I recently gave a talk—at Pittcon 2009’s Wright-Williams award session honoring spectroscopy expert Dr. Jerry Workman from Luminous Medical, Inc.—on near-infrared spectroscopy and how it could remain relevant. The crux of the talk was that: 1) counterfeit drugs (and adulterated raw materials) were the largest current threat to the world’s health; and 2) NIR could help if only it were cheaper and easier to use (e.g., it used common parameters and algorithms).
The problems in the drug supply chain have been discussed in detail in this magazine for some time: adulterated raw materials, substituted dosage forms, false materials, and outdated drug lots sold as “good.” The cost (in mere money) is in the multi-billion-dollar range per year. The cost in human lives (not receiving needed medicines, drug-resistant microbes, and outright poisoning) is incalculable.
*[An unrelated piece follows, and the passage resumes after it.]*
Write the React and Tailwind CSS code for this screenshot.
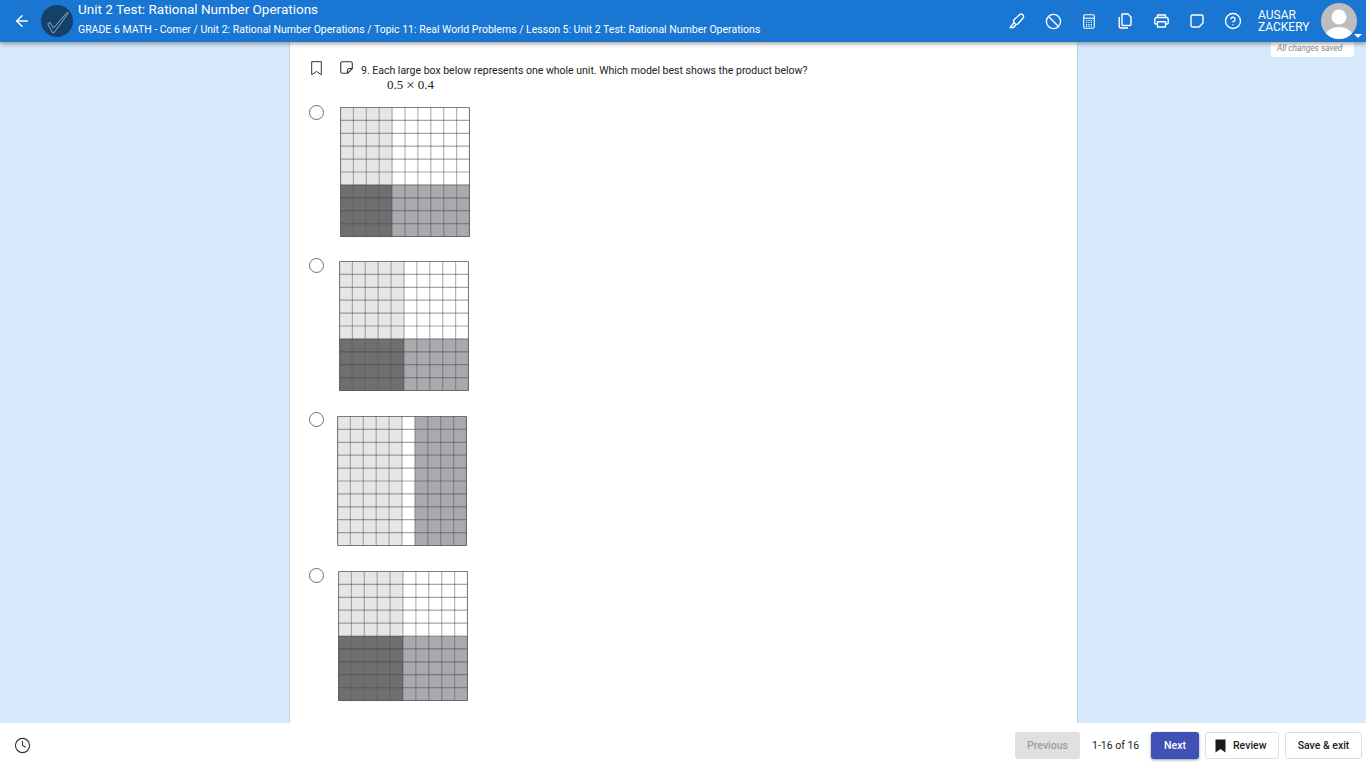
import React from "react";
import { ArrowLeft, Ban, CircleHelp, Clock } from "lucide-react";

const font = { fontFamily: "Roboto, sans-serif" };

function Model({ fill }) {
  const u = 12.9;
  const cells = [];
  for (let r = 0; r < 10; r++) {
    for (let c = 0; c < 10; c++) {
      const f = fill(r, c);
      if (f) cells.push(<rect key={r + "-" + c} x={c * u} y={r * u} width={u + 0.2} height={u + 0.2} fill={f} />);
    }
  }
  const lines = [];
  for (let i = 0; i <= 10; i++) {
    const edge = i === 0 || i === 10;
    lines.push(<line key={"v" + i} x1={i * u} x2={i * u} y1={0} y2={129} stroke="#3a3a3a" strokeOpacity={edge ? 0.65 : 0.38} strokeWidth="1.2" />);
    lines.push(<line key={"h" + i} y1={i * u} y2={i * u} x1={0} x2={129} stroke="#3a3a3a" strokeOpacity={edge ? 0.65 : 0.45} strokeWidth="1.2" />);
  }
  return (
    <svg width="130" height="130" viewBox="-0.5 -0.5 130 130" className="block">
      <rect x="0" y="0" width="129" height="129" fill="#fff" />
      {cells}
      {lines}
    </svg>
  );
}

const L = "#e6e6e6", D = "#6e6f71", M = "#a9aaad";

function Option({ fill, ml, mb, radioTop }) {
  return (
    <div className={"flex items-start " + mb}>
      <div className={"ml-[19.5px] h-[15px] w-[15px] shrink-0 rounded-full border border-[#6f6f6f] bg-white " + radioTop} />
      <div className={ml}><Model fill={fill} /></div>
    </div>
  );
}

export default function App() {
  return (
    <div className="relative flex h-screen w-full flex-col overflow-hidden bg-white" style={font}>
      <header className="relative z-10 flex h-[42px] shrink-0 items-center bg-[#1976d2] text-white shadow-[0_2px_4px_rgba(0,0,0,0.35)]">
        <ArrowLeft className="ml-[13px] h-[18px] w-[18px]" strokeWidth={2} />
        <svg width="32" height="32" viewBox="0 0 32 32" className="ml-[10px] shrink-0">
          <circle cx="16" cy="16" r="16" fill="#14406a" />
          <path d="M6.700 18.700 9 17.500l3.500 5.500L26 7.500l1.300.5L13 27.700h-1.500z" fill="none" stroke="#9db9d0" strokeWidth="0.9" strokeLinejoin="round" />
        </svg>
        <div className="ml-[5px] flex flex-col">
          <div className="mt-[-6px] text-[13.5px] leading-[19px]">Unit 2 Test: Rational Number Operations</div>
          <div className="mt-[4px] text-[10.5px] leading-[14px]">GRADE 6 MATH - Comer / Unit 2: Rational Number Operations / Topic 11: Real World Problems / Lesson 5: Unit 2 Test: Rational Number Operations</div>
        </div>
        <div className="ml-auto flex items-center">
          <div className="flex w-[36px] justify-center">
            <svg width="16" height="16" viewBox="0 0 16 16" fill="none" stroke="#fff" strokeWidth="1.4" strokeLinejoin="round" strokeLinecap="round">
              <path d="M4.800 7 10.800 1.500c1-.7 2.400-.4 3.200.6.700.9.700 2 0 2.900L8.800 11c-.8.700-2 .5-3-.4-1-1-1.500-2.600-1-3.600z" />
              <path d="M5 9.800 1 14.500h3.600l2.200-2.800" />
            </svg>
          </div>
          <div className="flex w-[36px] justify-center"><Ban className="h-[17px] w-[17px]" strokeWidth={1.9} /></div>
          <div className="flex w-[36px] justify-center">
            <svg width="12" height="15" viewBox="0 0 12 15" fill="none" stroke="#fff" strokeWidth="1.1">
              <rect x="0.700" y="0.700" width="10.600" height="13.600" rx="1.500" />
              <path d="M1 4.200h10" />
              <path d="M3 6.500h6M3 8.500h6M3 10.500h6M3 12.200h6" strokeDasharray="1.200 1.200" strokeWidth="1.200" />
            </svg>
          </div>
          <div className="flex w-[36px] justify-center">
            <svg width="14" height="16" viewBox="0 0 14 16" fill="none" stroke="#fff" strokeWidth="1.4" strokeLinejoin="round">
              <path d="M4 1h6l3 3v7.500a1 1 0 0 1-1 1H5a1 1 0 0 1-1-1z" />
              <path d="M1.200 4v9.500A1.500 1.500 0 0 0 2.700 15H10" />
            </svg>
          </div>
          <div className="flex w-[36px] justify-center">
            <svg width="15" height="14" viewBox="0 0 15 14" fill="none" stroke="#fff" strokeWidth="1.400" strokeLinejoin="round">
              <path d="M3.500 3.500V1h8v2.500" />
              <path d="M3.500 10H1.800A1 1 0 0 1 .8 9V5.500a2 2 0 0 1 2-2h9.400a2 2 0 0 1 2 2V9a1 1 0 0 1-1 1h-1.700" />
              <path d="M3.500 7.800h8V13h-8z" />
            </svg>
          </div>
          <div className="flex w-[36px] justify-center">
            <svg width="14" height="14" viewBox="0 0 14 14" fill="none" stroke="#fff" strokeWidth="1.400" strokeLinejoin="round">
              <path d="M2.500 1h9A1.500 1.500 0 0 1 13 2.500V9l-4 4H2.500A1.500 1.500 0 0 1 1 11.500v-9A1.500 1.500 0 0 1 2.500 1z" />
            </svg>
          </div>
          <div className="flex w-[36px] justify-center"><CircleHelp className="h-[18px] w-[18px]" strokeWidth={1.8} /></div>
        </div>
        <div className="ml-[7px] w-[63px] text-[12px] leading-[12px]">AUSAR<br />ZACKERY</div>
        <div className="relative mr-[9px] h-[36px] w-[36px] shrink-0">
          <svg width="36" height="36" viewBox="0 0 36 36" className="block">
            <defs><clipPath id="av"><circle cx="18" cy="18" r="18" /></clipPath></defs>
            <g clipPath="url(#av)">
              <rect width="36" height="36" fill="#bdbdbd" />
              <circle cx="18" cy="14" r="7.500" fill="#fff" />
              <ellipse cx="18" cy="34" rx="14" ry="10" fill="#fff" />
            </g>
          </svg>
          <div className="absolute bottom-[1px] right-[-5px] h-0 w-0 border-x-[4px] border-t-[4px] border-x-transparent border-t-white" />
        </div>
      </header>

      <main className="relative flex min-h-0 flex-1 justify-center bg-[#d7e9fa]">
        <div className="absolute right-[12px] top-0 h-[15px] w-[83px] rounded-b-[3px] bg-white pl-[6px] text-[8.4px] italic leading-[13px] text-[#888]">All changes saved</div>
        <div className="h-full w-[789px] overflow-hidden border-x border-[#c9d3de] bg-white pt-[19px]">
          <div className="flex items-start">
            <svg width="11" height="15" viewBox="0 0 11 15" fill="none" stroke="#333" strokeWidth="1" strokeLinejoin="round" className="ml-[21px]">
              <path d="M.7.700h9.600v13L5.500 10.500.7 13.700z" />
            </svg>
            <svg width="13" height="13" viewBox="0 0 13 13" fill="none" stroke="#333" strokeWidth="1.100" strokeLinejoin="round" className="ml-[18.5px]">
              <path d="M2.300.7h8.400a1.600 1.600 0 0 1 1.600 1.600V7.500l-4.800 4.800H2.300A1.600 1.600 0 0 1 .7 10.700V2.300A1.600 1.600 0 0 1 2.300.7z" />
              <path d="M7.500 12.300V9A1.500 1.500 0 0 1 9 7.500h3.300" />
            </svg>
            <div className="ml-[8px]">
              <div className="mt-[3px] text-[10.5px] leading-[14px] text-[#222]">9. Each large box below represents one whole unit. Which model best shows the product below?</div>
              <div className="ml-[26px] mt-[-1px] text-[13px] leading-[15px] text-[#222]" style={{ fontFamily: '"Liberation Serif", serif' }}>0.5<span className="mx-[3px] align-[-1px] text-[15px] leading-[15px]">×</span>0.4</div>
            </div>
          </div>
          <div className="mt-[14px]">
            <Option mb="mb-[24px]" radioTop="mt-[-2px]" ml="ml-[16px]" fill={(r, c) => (r < 6 ? (c < 4 ? L : null) : c < 4 ? D : M)} />
            <Option mb="mb-[25px]" radioTop="mt-[-3px]" ml="ml-[15px]" fill={(r, c) => (r < 6 ? (c < 5 ? L : null) : c < 5 ? D : M)} />
            <Option mb="mb-[25px]" radioTop="mt-[-4px]" ml="ml-[13px]" fill={(r, c) => (c < 5 ? L : c === 5 ? null : M)} />
            <Option mb="" radioTop="mt-[-3px]" ml="ml-[14px]" fill={(r, c) => (r < 5 ? (c < 5 ? L : null) : c < 5 ? D : M)} />
          </div>
        </div>
      </main>

      <footer className="relative z-10 flex h-[45px] shrink-0 items-center bg-white pr-[4px]">
        <Clock className="ml-[14px] h-[17px] w-[17px]" strokeWidth={1.6} color="#333" />
        <div className="ml-auto flex items-center text-[10.5px] font-medium">
          <button className="h-[27px] w-[65px] rounded-[3px] bg-[#e0e0e0] text-[#9e9e9e]">Previous</button>
          <span className="ml-[12px] w-[47px] whitespace-nowrap font-normal text-[#222]">1-16 of 16</span>
          <button className="ml-[12px] h-[27px] w-[48px] rounded-[3px] bg-[#3f51b5] text-white shadow-[0_1px_3px_rgba(0,0,0,0.4)]">Next</button>
          <button className="ml-[6px] flex h-[27px] w-[74px] items-center rounded-[3px] border border-[#dedede] bg-white pl-[9px] text-[#222]">
            <svg width="11" height="14" viewBox="0 0 11 14" className="mr-[7px]"><path d="M0.500 0.500h10V13.500L5.500 10 .5 13.500z" fill="#1a1a1a" /></svg>
            Review
          </button>
          <button className="ml-[6px] h-[27px] w-[77px] rounded-[3px] border border-[#dedede] bg-white text-[#222]">Save &amp; exit</button>
        </div>
      </footer>
    </div>
  );
}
In some countries, the majority of medicines may be counterfeit, largely because of the lack of a good, inexpensive technology for quickly determining the authenticity of the product.
Since the current means we have for detecting counterfeits are low tech (e.g., does the color match the Physicians’ Desk Reference?) or wet chemistry (“in the field” spot tests for barbiturates or opiates, or HPLC back at the lab), there is currently no quick and specific method to show that a dosage form is: a) the correct drug; and b) that it was made by the company on the label.[pullquote] The alternate is a simple, rugged, and inexpensive field NIR unit that could quickly scan a suspected product and check with a library for a spectral signature for an immediate “truth check.”
Well, the number of small, rugged, and, yes, inexpensive instruments becoming available makes the hardware portion a reasonable part of the puzzle. Software is also prolific (once we decide which parameters to use) and could be the second part to fit. But, what about the library where ALL the spectra of true products are to be kept? The library will be a work in progress forever; new companies, new locations, new products, and new equipment will always make subtle changes in the spectral library. A central location (or a few locations, linked by the web) would make sense. It could be updated continuously (sponsored by the industry and governments, but that is merely about money). How do we link the thousands of units in the field with the “mother” library? Actually, somewhat easily.
A recent article in Forbes (April 13, 2009) caught my interest. It was about entrepreneur Dan Colussy and his efforts to resurrect the Iridium satellite network. Iridium made headlines in the 1990’s as a spectacular attempt to enable anyone, anywhere to converse by means of a special phone. 88 satellites were launched in all. The bad news: the phones cost $3000 apiece and the calls $3 to $7 a minute. In nine months, the company was bankrupt.
Said a Wired magazine article in 2000, “Iridium will be remembered for two things. One is that its technology changed the face of the global communications. The other is that it was a miserable failure.”
The technology part got Mr. Colussy and investors to generate $5 billion to get the system up and running again. Instead of focusing only on phones, he uses it to transmit GPS coordinates of hijacked trucks, the size of tsunamis in the Pacific, and the speed of dogsleds in the Iditarod in Alaska. Last year, says Forbes, he made a $54 million profit on an income of $320 million (320,000 customers). And it appears that a new network of satellites will come on line in 2012. The cost of receivers has fallen to around $250 (and is expected to drop to as low as $25) and the cost of a phone transmission dropping to five cents a minute by 2014.
Can we see a possible solution to the last piece of the puzzle? If a (true) world-wide system were available for a minimum expenditure and, if field operatives could quickly connect data from their hand-held NIR units with a central library, then we would have a powerful tool to fight counterfeiting in the field, in real time.
Now, all we have to do is get funding and convince the feuding instrument companies that there would be enough sales in it for them to each produce thousands of these units (shared patents?) and we have a way to combat one of the nastiest plagues since the Black Death in the middle ages.